Job. Copy the data precisely, character for character, and leave out every picture.

Data provided.
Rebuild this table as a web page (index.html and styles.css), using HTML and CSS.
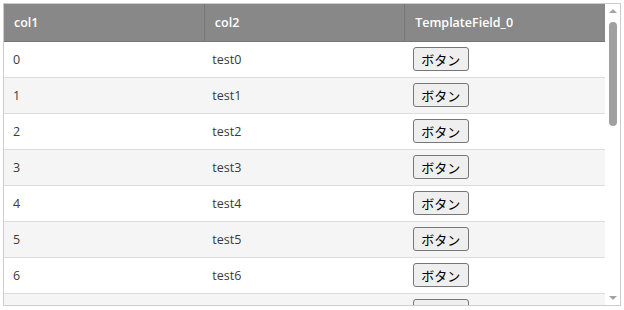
FILE: index.html
```html
<html>
<head>
<title>GridView</title>
<link rel="stylesheet" href="styles.css">
<meta http-equiv="Content-Type" content="text/html; charset=UTF-8" >
</head>
<body>
<div class="grid-frame">
  <div class="grid-view">
    <table class="grid-table" cellspacing="0" cellpadding="0">
      <tr class="grid-header">
        <th>col1</th>
        <th>col2</th>
        <th>TemplateField_0</th>
      </tr>
      <tr><td>0</td><td>test0</td><td><button class="grid-button">ボタン</button></td></tr>
      <tr class="alt"><td>1</td><td>test1</td><td><button class="grid-button">ボタン</button></td></tr>
      <tr><td>2</td><td>test2</td><td><button class="grid-button">ボタン</button></td></tr>
      <tr class="alt"><td>3</td><td>test3</td><td><button class="grid-button">ボタン</button></td></tr>
      <tr><td>4</td><td>test4</td><td><button class="grid-button">ボタン</button></td></tr>
      <tr class="alt"><td>5</td><td>test5</td><td><button class="grid-button">ボタン</button></td></tr>
      <tr><td>6</td><td>test6</td><td><button class="grid-button">ボタン</button></td></tr>
      <tr class="alt"><td></td><td></td><td><button class="grid-button"></button></td></tr>
    </table>
  </div>
  <div class="scroll-bar">
    <div class="scroll-up"></div>
    <div class="scroll-track"><div class="scroll-thumb"></div></div>
    <div class="scroll-down"></div>
  </div>
</div>
</body>
</html>
```

FILE: styles.css
```css
body {
 margin: 3px 0 0 3px;
 background-color: #ffffff;
 font-family: "Open Sans", "Noto Sans CJK JP", sans-serif;
 font-size: 12.5px;
 color: #3a3a3a;
}
table, td, tr, th {
 font-family: "Open Sans", "Noto Sans CJK JP", sans-serif;
 font-size: 12.5px;
 color: #3a3a3a;
}
.grid-frame {
 display: flex;
 width: 616px;
 height: 301px;
 border: 1px solid #cccccc;
 overflow: hidden;
}
.grid-view {
 width: 601px;
 overflow: hidden;
}
.grid-table {
 width: 601px;
 border-collapse: collapse;
 table-layout: fixed;
}
.grid-table th {
 height: 37px;
 padding: 0 0 0 10px;
 text-align: left;
 font-weight: 600;
 color: #ffffff;
 background-color: #888888;
 border-left: 1px solid #777777;
 border-bottom: 1px solid #777777;
}
.grid-table th:first-child {
 border-left: none;
}
.grid-table td {
 height: 36px;
 padding: 0 0 0 9px;
 border-bottom: 1px solid #dddddd;
 background-color: #ffffff;
}
.grid-table tr.alt td {
 background-color: #f5f5f5;
}
.grid-table td:nth-child(2), .grid-table td:nth-child(3) {
 padding-left: 8px;
}
.grid-button {
 font-family: "Noto Sans CJK JP", sans-serif;
 font-size: 13px;
 color: #000000;
 width: 56px;
 height: 24px;
 padding: 0;
 vertical-align: middle;
 background-color: #efefef;
 border: 1px solid #767676;
 border-radius: 3px;
}
.scroll-bar {
 width: 15px;
 display: flex;
 flex-direction: column;
 align-items: center;
 background-color: #ffffff;
}
.scroll-up, .scroll-down {
 width: 0;
 height: 0;
 margin: 5px 0;
 border-left: 4px solid transparent;
 border-right: 4px solid transparent;
}
.scroll-up {
 border-bottom: 4px solid #a3a3a3;
}
.scroll-down {
 border-top: 4px solid #a3a3a3;
}
.scroll-track {
 flex: 1;
 width: 15px;
 display: flex;
 justify-content: center;
 padding-top: 4px;
}
.scroll-thumb {
 width: 8px;
 height: 104px;
 border-radius: 4px;
 background-color: #a0a0a0;
}
```
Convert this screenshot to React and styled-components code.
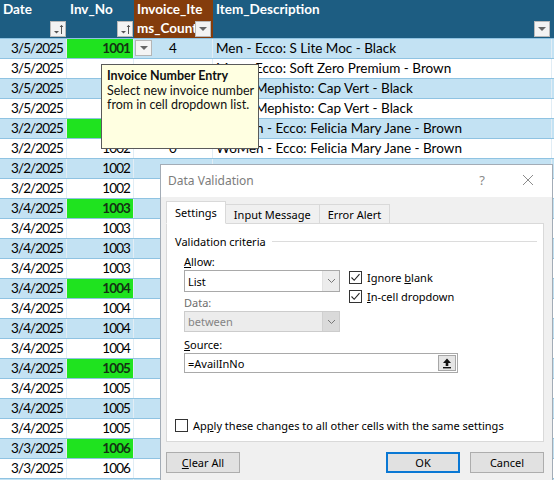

Result of the task.
Rebuild this table as a web page (index.html and styles.css), using HTML and CSS.
FILE: index.html
```html
<html>
<head>
<title>GridView</title>
<link rel="stylesheet" href="styles.css">
<meta http-equiv="Content-Type" content="text/html; charset=UTF-8" >
</head>
<body>
<div class="grid-frame">
  <div class="grid-view">
    <table class="grid-table" cellspacing="0" cellpadding="0">
      <tr class="grid-header">
        <th>col1</th>
        <th>col2</th>
        <th>TemplateField_0</th>
      </tr>
      <tr><td>0</td><td>test0</td><td><button class="grid-button">ボタン</button></td></tr>
      <tr class="alt"><td>1</td><td>test1</td><td><button class="grid-button">ボタン</button></td></tr>
      <tr><td>2</td><td>test2</td><td><button class="grid-button">ボタン</button></td></tr>
      <tr class="alt"><td>3</td><td>test3</td><td><button class="grid-button">ボタン</button></td></tr>
      <tr><td>4</td><td>test4</td><td><button class="grid-button">ボタン</button></td></tr>
      <tr class="alt"><td>5</td><td>test5</td><td><button class="grid-button">ボタン</button></td></tr>
      <tr><td>6</td><td>test6</td><td><button class="grid-button">ボタン</button></td></tr>
      <tr class="alt"><td></td><td></td><td><button class="grid-button"></button></td></tr>
    </table>
  </div>
  <div class="scroll-bar">
    <div class="scroll-up"></div>
    <div class="scroll-track"><div class="scroll-thumb"></div></div>
    <div class="scroll-down"></div>
  </div>
</div>
</body>
</html>
```

FILE: styles.css
```css
body {
 margin: 3px 0 0 3px;
 background-color: #ffffff;
 font-family: "Open Sans", "Noto Sans CJK JP", sans-serif;
 font-size: 12.5px;
 color: #3a3a3a;
}
table, td, tr, th {
 font-family: "Open Sans", "Noto Sans CJK JP", sans-serif;
 font-size: 12.5px;
 color: #3a3a3a;
}
.grid-frame {
 display: flex;
 width: 616px;
 height: 301px;
 border: 1px solid #cccccc;
 overflow: hidden;
}
.grid-view {
 width: 601px;
 overflow: hidden;
}
.grid-table {
 width: 601px;
 border-collapse: collapse;
 table-layout: fixed;
}
.grid-table th {
 height: 37px;
 padding: 0 0 0 10px;
 text-align: left;
 font-weight: 600;
 color: #ffffff;
 background-color: #888888;
 border-left: 1px solid #777777;
 border-bottom: 1px solid #777777;
}
.grid-table th:first-child {
 border-left: none;
}
.grid-table td {
 height: 36px;
 padding: 0 0 0 9px;
 border-bottom: 1px solid #dddddd;
 background-color: #ffffff;
}
.grid-table tr.alt td {
 background-color: #f5f5f5;
}
.grid-table td:nth-child(2), .grid-table td:nth-child(3) {
 padding-left: 8px;
}
.grid-button {
 font-family: "Noto Sans CJK JP", sans-serif;
 font-size: 13px;
 color: #000000;
 width: 56px;
 height: 24px;
 padding: 0;
 vertical-align: middle;
 background-color: #efefef;
 border: 1px solid #767676;
 border-radius: 3px;
}
.scroll-bar {
 width: 15px;
 display: flex;
 flex-direction: column;
 align-items: center;
 background-color: #ffffff;
}
.scroll-up, .scroll-down {
 width: 0;
 height: 0;
 margin: 5px 0;
 border-left: 4px solid transparent;
 border-right: 4px solid transparent;
}
.scroll-up {
 border-bottom: 4px solid #a3a3a3;
}
.scroll-down {
 border-top: 4px solid #a3a3a3;
}
.scroll-track {
 flex: 1;
 width: 15px;
 display: flex;
 justify-content: center;
 padding-top: 4px;
}
.scroll-thumb {
 width: 8px;
 height: 104px;
 border-radius: 4px;
 background-color: #a0a0a0;
}
```
Convert this screenshot to React and styled-components code.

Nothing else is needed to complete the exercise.